Longing Songwriting FAQ
What is longing in songwriting
Longing is a felt absence. It is wanting something that is not there and feeling that want in small daily moments. In lyrics it shows through specific sensory details and contradictions rather than broad statements about missing someone.
How do I avoid sounding cheesy when writing about longing
Replace abstract words with concrete images. Avoid obvious metaphors. Use modern details like unread texts and playlists rather than only tired terrain like shattered hearts. Keep the voice specific and small not grandiose.
Can longing be upbeat
Yes. Longing can be presented with a toe tapping rhythm or bright production. The contrast between lively music and aching lyrics creates emotional complexity and can make songs more interesting.

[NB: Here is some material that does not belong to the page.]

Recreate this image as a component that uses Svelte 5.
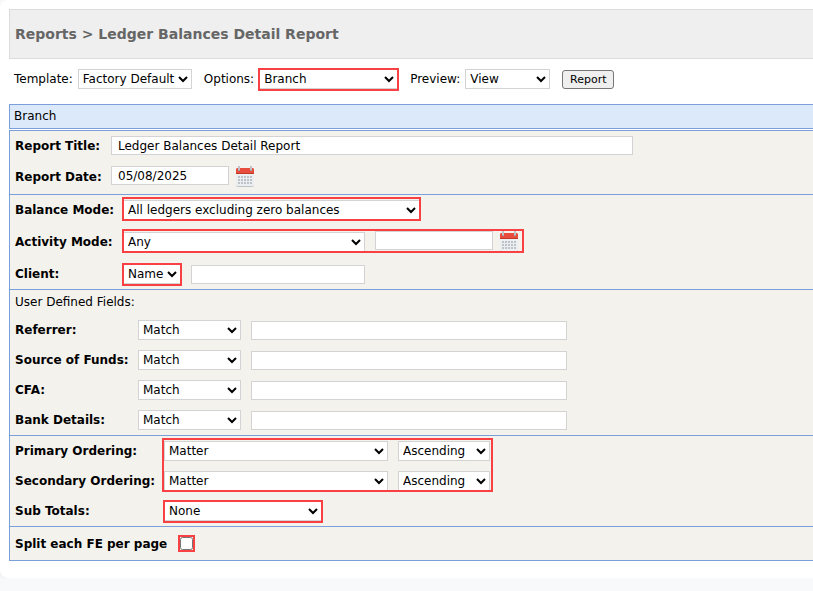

How do I write a chorus that captures longing
Use a short ring phrase and repeat it. Put a specific image or action in the chorus that summarizes the want. Keep the language simple and place stressed syllables on strong beats. Repeat the ring phrase again as a hook.
Is it better to be vague or specific when writing longing lyrics
Be specific. Specifics invite listeners to map their personal stories onto yours. Vague lines risk being forgettable. Use small details that feel universal like a coffee cup, a playlist, or a late night noise.
How can I write modern longing lyrics that sound current
Include contemporary artifacts such as messages, photos, saved drafts, and apps only when they serve imagery. Use language that feels conversational and not like a diary entry. Keep lines short and bite sized where possible.
How do I write longing lyrics quickly
Use timed drills. Start with an object or a time and write four lines in five minutes. Create a chorus from one strong image and repeat it. Refine with a prosody check and record a demo. Rewriting beats waiting for inspiration.